Step 3: Initiate the dedup process
Every time a filesystem is configured for deduplication, the dedupe process is triggered - meaning we can start a dedupe job manually by telling the filesystem to enable deduplication (if that makes sense). There are 2 ways we can do this - via the web console, or via the command line.

To kick off a dedupe job via the web console, browse to the File Systems node and open the properties for the target file system. In the File System Properties page, set Deduplication = Suspended and click Apply. The set Deduplication = On and click Apply. As soon as dedupe is set to on, a dedupe job will be initiated.

To kick off a dedupe job via command line, ssh into the Celerra and run fs_dedupe -modify -state on. This will automatically start a deduplication job. To view the status of the job, run fs_dedupe -info

Step 4: Compare the results
Initiating a dedupe on a file system with only VMDKs ultimatly results in 0 gain. Even with the disks being completely blank, compression doesnt seem to come into play - meaning a big waste of time in testing it.

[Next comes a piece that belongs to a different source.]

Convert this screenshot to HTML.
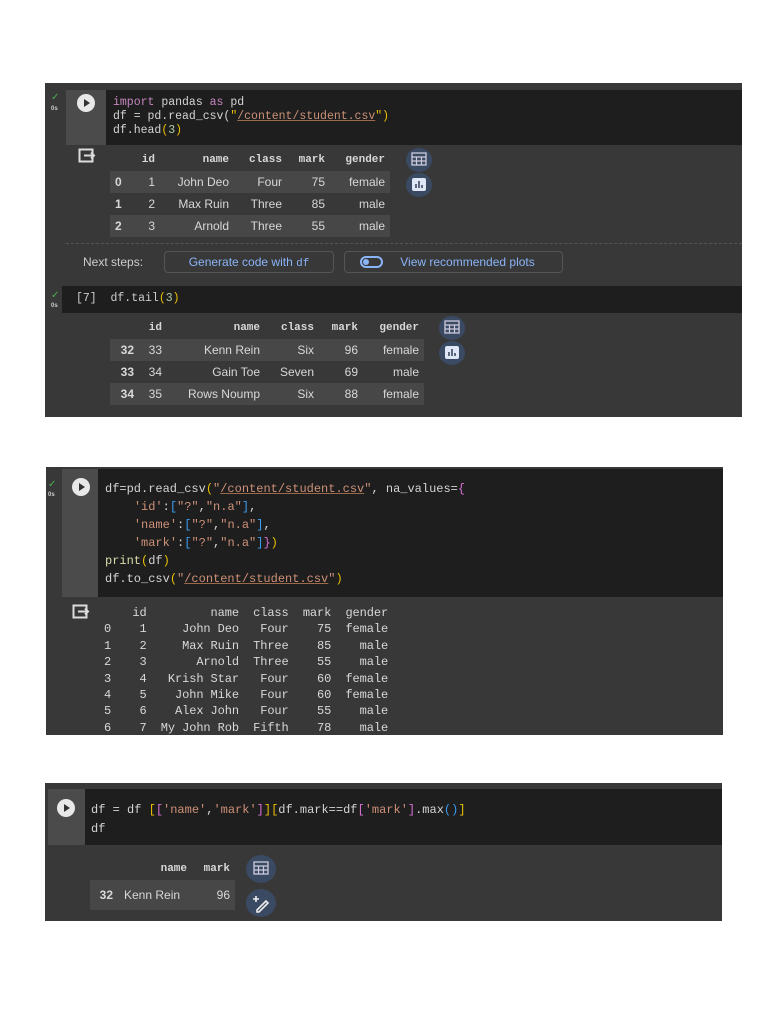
<!DOCTYPE html>
<html><head><meta charset="utf-8"><style>
body{margin:0;width:768px;height:1024px;background:#fff;position:relative;overflow:hidden;font-family:"Liberation Sans",sans-serif}
.a{position:absolute}
.mono{font-family:"Liberation Mono","DejaVu Sans Mono",monospace}
.box{background:#383838}
.code{background:#1e1e1e}
.gut{background:#4b4b4b}
.t{color:#d4d4d4;font-size:11.5px;white-space:pre}
.kw{color:#c586c0}.s{color:#ce9178;text-decoration:underline;text-decoration-color:#9a6a4a}.y{color:#e8c000}.q{color:#ce9178}.b{color:#3a9df0}.p{color:#da70d6}.n{color:#b5cea8}.f{color:#dcdcaa}
.run{width:18px;height:18px;border-radius:50%;background:#e8e8e8}
.run:after{content:"";position:absolute;left:7px;top:5px;border-left:6px solid #333;border-top:4px solid transparent;border-bottom:4px solid transparent}
.chk{color:#4caf50;font-size:10px}
.os{color:#ccc;font-size:6px;font-weight:bold}
table{border-collapse:collapse;color:#d8d8d8;font-size:12px;table-layout:fixed}
td,th{text-align:right;padding:0 5px;height:22px;white-space:nowrap;overflow:visible}
th{font-family:"Liberation Mono",monospace;font-weight:bold;font-size:11px}
tr.st td{background:#474747}
.ic{width:26px;height:24px;border-radius:50%;background:#3b4a63}
.btn{border:1px solid #555;border-radius:4px;color:#8ab4f8;font-size:12px;height:20px;line-height:20px;box-sizing:border-box;height:22px;text-align:center}
</style></head><body>

<!-- Section 1 -->
<div class="a box" style="left:45px;top:83px;width:697px;height:334px"></div>
<div class="a gut" style="left:66px;top:90px;width:40px;height:55px"></div>
<div class="a code" style="left:106px;top:90px;width:636px;height:55px"></div>
<div class="a chk" style="left:51px;top:92px">✓</div><div class="a os" style="left:51px;top:106px">0s</div>
<div class="a run" style="left:77px;top:94px"></div>
<div class="a mono t" style="left:113px;top:96px;line-height:14px"><span class="kw">import</span> pandas <span class="kw">as</span> pd
df = pd.read_csv(<span class="y">"</span><span class="s">/content/student.csv</span><span class="y">"</span><span class="y">)</span>
df.head<span class="y">(</span><span class="n">3</span><span class="y">)</span></div>
<svg class="a" style="left:78px;top:148px" width="18" height="16"><rect x="1.5" y="1.5" width="13" height="12" fill="none" stroke="#ddd" stroke-width="2"/><path d="M6 7.5h10M13 4.5l3 3-3 3" fill="none" stroke="#ddd" stroke-width="2"/></svg>
<table class="a" style="left:110px;top:149px;width:280px">
<colgroup><col style="width:25px"><col style="width:25px"><col style="width:74px"><col style="width:53px"><col style="width:43px"><col style="width:60px"></colgroup>
<tr><th></th><th>id</th><th>name</th><th>class</th><th>mark</th><th>gender</th></tr>
<tr class="st"><td style="text-align:left;font-weight:bold">0</td><td>1</td><td>John Deo</td><td>Four</td><td>75</td><td>female</td></tr>
<tr><td style="text-align:left;font-weight:bold">1</td><td>2</td><td>Max Ruin</td><td>Three</td><td>85</td><td>male</td></tr>
<tr class="st"><td style="text-align:left;font-weight:bold">2</td><td>3</td><td>Arnold</td><td>Three</td><td>55</td><td>male</td></tr>
</table>
<div class="a ic" style="left:406px;top:148px"></div>
<svg class="a" style="left:411px;top:152px" width="16" height="14"><rect x="1" y="1" width="14" height="12" fill="none" stroke="#ccd" stroke-width="1.3"/><path d="M1 5h14M1 9h14M5.5 5v8M10.5 5v8" stroke="#ccd" stroke-width="1.2"/></svg>
<div class="a ic" style="left:406px;top:173px"></div>
<div class="a" style="left:412px;top:178px;width:14px;height:13px;background:#dfe6f5;border-radius:2px"></div>
<svg class="a" style="left:412px;top:178px" width="14" height="13"><path d="M4 10V6M7 10V3M10 10V7" stroke="#3b4a63" stroke-width="1.6"/></svg>
<div class="a" style="left:66px;top:243px;width:676px;border-top:1px dashed #555"></div>
<div class="a" style="left:83px;top:255px;color:#ccc;font-size:12px">Next steps:</div>
<div class="a btn" style="left:164px;top:251px;width:170px">Generate code with <span class="mono" style="font-size:11px">df</span></div>
<div class="a btn" style="left:344px;top:251px;width:219px;padding-left:28px">View recommended plots</div>
<div class="a" style="left:360px;top:256px;width:19px;height:8px;border:2px solid #8ab4f8;border-radius:6px"></div>
<div class="a" style="left:363px;top:259px;width:6px;height:6px;background:#8ab4f8;border-radius:50%"></div>
<div class="a code" style="left:62px;top:286px;width:680px;height:27px"></div>
<div class="a chk" style="left:51px;top:290px">✓</div><div class="a os" style="left:51px;top:303px">0s</div>
<div class="a mono t" style="left:76px;top:292px;color:#ccc">[7]  df.tail<span class="y">(</span><span class="n">3</span><span class="y">)</span></div>
<table class="a" style="left:110px;top:317px;width:314px">
<colgroup><col style="width:29px"><col style="width:28px"><col style="width:98px"><col style="width:54px"><col style="width:44px"><col style="width:61px"></colgroup>
<tr><th></th><th>id</th><th>name</th><th>class</th><th>mark</th><th>gender</th></tr>
<tr class="st"><td style="font-weight:bold">32</td><td>33</td><td>Kenn Rein</td><td>Six</td><td>96</td><td>female</td></tr>
<tr><td style="font-weight:bold">33</td><td>34</td><td>Gain Toe</td><td>Seven</td><td>69</td><td>male</td></tr>
<tr class="st"><td style="font-weight:bold">34</td><td>35</td><td>Rows Noump</td><td>Six</td><td>88</td><td>female</td></tr>
</table>
<div class="a ic" style="left:439px;top:316px"></div>
<svg class="a" style="left:444px;top:320px" width="16" height="14"><rect x="1" y="1" width="14" height="12" fill="none" stroke="#ccd" stroke-width="1.3"/><path d="M1 5h14M1 9h14M5.5 5v8M10.5 5v8" stroke="#ccd" stroke-width="1.2"/></svg>
<div class="a ic" style="left:439px;top:341px"></div>
<div class="a" style="left:445px;top:346px;width:14px;height:13px;background:#dfe6f5;border-radius:2px"></div>
<svg class="a" style="left:445px;top:346px" width="14" height="13"><path d="M4 10V6M7 10V3M10 10V7" stroke="#3b4a63" stroke-width="1.6"/></svg>

<!-- Section 2 -->
<div class="a box" style="left:46px;top:467px;width:677px;height:268px"></div>
<div class="a gut" style="left:62px;top:469px;width:36px;height:128px"></div>
<div class="a code" style="left:98px;top:469px;width:625px;height:128px"></div>
<div class="a chk" style="left:48px;top:479px">✓</div><div class="a os" style="left:48px;top:492px">0s</div>
<div class="a run" style="left:72px;top:478px"></div>
<div class="a mono t" style="left:105px;top:480px;line-height:18px;font-size:12px">df=pd.read_csv<span class="y">(</span><span class="q">"</span><span class="s">/content/student.csv</span><span class="q">"</span>, na_values=<span class="p">{</span>
    <span class="q">'id'</span>:<span class="b">[</span><span class="q">"?"</span>,<span class="q">"n.a"</span><span class="b">]</span>,
    <span class="q">'name'</span>:<span class="b">[</span><span class="q">"?"</span>,<span class="q">"n.a"</span><span class="b">]</span>,
    <span class="q">'mark'</span>:<span class="b">[</span><span class="q">"?"</span>,<span class="q">"n.a"</span><span class="b">]</span><span class="p">}</span><span class="y">)</span>
<span class="f">print</span><span class="y">(</span>df<span class="y">)</span>
df.to_csv<span class="y">(</span><span class="q">"</span><span class="s">/content/student.csv</span><span class="q">"</span><span class="y">)</span></div>
<svg class="a" style="left:72px;top:604px" width="18" height="16"><rect x="1.5" y="1.5" width="13" height="12" fill="none" stroke="#ddd" stroke-width="2"/><path d="M6 7.5h10M13 4.5l3 3-3 3" fill="none" stroke="#ddd" stroke-width="2"/></svg>
<div class="a mono t" style="left:104px;top:605px;line-height:16.4px;font-size:12px;letter-spacing:-0.1px;color:#d8d8d8">    id         name  class  mark  gender
0    1     John Deo   Four    75  female
1    2     Max Ruin  Three    85    male
2    3       Arnold  Three    55    male
3    4   Krish Star   Four    60  female
4    5    John Mike   Four    60  female
5    6    Alex John   Four    55    male
6    7  My John Rob  Fifth    78    male</div>

<!-- Section 3 -->
<div class="a box" style="left:45px;top:783px;width:677px;height:138px"></div>
<div class="a gut" style="left:48px;top:789px;width:37px;height:56px"></div>
<div class="a code" style="left:85px;top:789px;width:637px;height:56px"></div>
<div class="a run" style="left:57px;top:799px"></div>
<div class="a mono t" style="left:91px;top:801px;line-height:19px;font-size:12px">df = df <span class="y">[</span><span class="p">[</span><span class="q">'name'</span>,<span class="q">'mark'</span><span class="p">]</span><span class="y">]</span><span class="y">[</span>df.mark==df<span class="p">[</span><span class="q">'mark'</span><span class="p">]</span>.max<span class="b">()</span><span class="y">]</span>
df</div>
<table class="a" style="left:90px;top:858px;width:145px">
<colgroup><col style="width:28px"><col style="width:74px"><col style="width:43px"></colgroup>
<tr><th></th><th>name</th><th>mark</th></tr>
<tr class="st"><td style="font-weight:bold;height:30px">32</td><td style="text-align:left;padding-left:6px">Kenn Rein</td><td>96</td></tr>
</table>
<div class="a ic" style="left:246px;top:855px;width:30px;height:28px"></div>
<svg class="a" style="left:253px;top:861px" width="16" height="14"><rect x="1" y="1" width="14" height="12" fill="none" stroke="#ccd" stroke-width="1.3"/><path d="M1 5h14M1 9h14M5.5 5v8M10.5 5v8" stroke="#ccd" stroke-width="1.2"/></svg>
<div class="a ic" style="left:246px;top:889px;width:30px;height:28px"></div>
<svg class="a" style="left:251px;top:893px" width="20" height="20"><path d="M6 17l9-9 2 2-9 9H6z" fill="none" stroke="#eee" stroke-width="1.6"/><path d="M5 3v6M2 6h6" stroke="#eee" stroke-width="1.6"/></svg>
</body></html>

Additional testing of dedupe with other files (ISOs, install files, home folders, etc...), show that dedupe works properly on the file level, but not for VMDKs.

2 comments:

Anonymous said...

Try setting the the maximum size to 51200 or larger to process a 50GB file.

Anonymous said...

The problem with Celerra de-duplication/compression is that even if your VMDK was optimized by it - if you try to start the VMDK afterwards and cause any change in the VMDK file - the whole VMDK will have to be decompressed to its full, un-optimized form before you can do any I/O to the file.. Celerra white-paper states 8MB/sec decompression..which means - forever - in typical VMDK sizes. http://www.emc.com/collateral/hardware/white-papers/h6265-achieving-storage-efficiency-celerra-wp.pdf

Celerra de-duplication/compression is for completely inactive data. changing Celerra optimized data severely impacts file access performance.

Did you test Storwize - looks like they can provide what you were looking for in this test..